Sei reduce anche da un tour nelle scuole? Come è andato?
«Benissimo, sono stato chiamato nelle scuole perché i ragazzi mi volevano conoscere. Inizialmente erano bambini troppo piccoli per venire ai concerti, poi si è alzata l’età e mi sono trovato davanti anche studenti maggiorenni delle scuole superiori e delle università. Ho accettato gli inviti perché mi piaceva l’idea di farmi conoscere, di parlare un po’ della mia storia».
La canzone a cui sei più legato?
«Tutte, ognuna per un motivo particolare, però forse quella mi strappa una lacrima è “Supercalifrigida” perché rappresenta un grande passaggio. L’ho scritta quando avevo 18 anni, è uscita quando ne avevo 28, è stata controversa, c’è chi l’ha capita e chi no. Ad oggi comunque incanta tutti quelli che la ascoltano. Però chiaramente solo legato anche a “Il mago” e alle altre canzoni meno conosciute».
Cosa vuoi trasmettere con la tua musica, con le tue canzoni?
«Cerco di trasmettere il mio modo di pensare, di vedere le cose, con molta ironia e molto chissenefrega, sapendo che ci sono molte cose che non mi vanno bene, tante che non vanno bene in generale, ma o le accetti o le cambi o te le fai star bene e magari ci scherzi sopra».

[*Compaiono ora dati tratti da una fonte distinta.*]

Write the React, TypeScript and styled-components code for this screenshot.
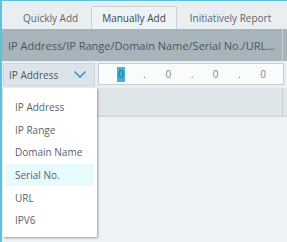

A chi ti ispiri. C’è qualcuno che ti ha influenzato a livello musicale e di scrittura?
«Ho ascoltato tanti generi, molto rap ma non solo, e sicuramente mi ha influenzato tutto, anche quello che non mi è piaciuto. Uno dei miei riferimenti è stato sicuramente Eminem. Tanti anni fa quando lo ascoltai per la prima volta mi folgorò perché proponeva cose nuove».
Il concerto più bello a cui sei stato?
«I concerti di Caparezza. Ho visto l’ultimo e L’eretico tour. I suoi live lui sono stati una fonte di ispirazione, anche se facciamo cose per alcuni versi molto diverse. La prima volta che l’ho visto sul palco, ho visto l’intrattenimento per la prima volta in un concerto. In ogni suo live tra una canzone e un’altra succedono mille cose, entrano gonfiabili, oggetti ed è una sorpresa continua. L’Eretico tour mi ha incantato e mi ricordo che mi sono detto: “Una cosa del genere vale la pena provare ad emularla, a reinterpretarla perlomeno”».
Come ti vedi tra cinque anni?
«Più soddisfatto di adesso».
Che ne pensi dei talent?
«Non li guardo e quindi non conosco chi esce dai talent. Non ho la televisione. Diciamo che è un percorso che qualcuno sceglie, molto difficile perché è un tritacarne. Ho conosciuto gente uscita dai talent che è stata proprio maciullata e buttata in mezzo alla strada appena era finito il momento del live. Ognuno comunque fa le sue scelte, c’è anche chi ce l’ha fatta molto meglio di me».
Progetti per il futuro?
«Non ho la minima idea di quello che farò prossimamente, ma qualcosa mi inventerò. È bello adagiarsi per un po’ sugli allori ma non durano per sempre, quindi so che mi devo dare una mossa. Probabilmente farò altri concerti».
Tornando alla serata di Jesi, al T-Rap Festival ci saranno giovani artisti emergenti. Che consiglio daresti a loro che si stanno cimentando nei generi trap, rap, hip-hop?
«Evitate di imitare quello che già c’è. Perché oggi soprattutto nel rap – nel pop ci siamo ormai abituati tutti e non ci fa più caso nessuno – tutti vogliono essere Sfera Ebbasta e Ghali. Già esistono e fanno benissimo quello che fanno. Inventatevi qualcosa di vostro che magari piace meno, ma che comunque è vostro. So che non è semplice, anzi è complicato perché nell’era dei social la prima cosa è il like e l’essere accettati, però i social amplificano tutto e anche la paura di non piacere. Il mio è solo un consiglio».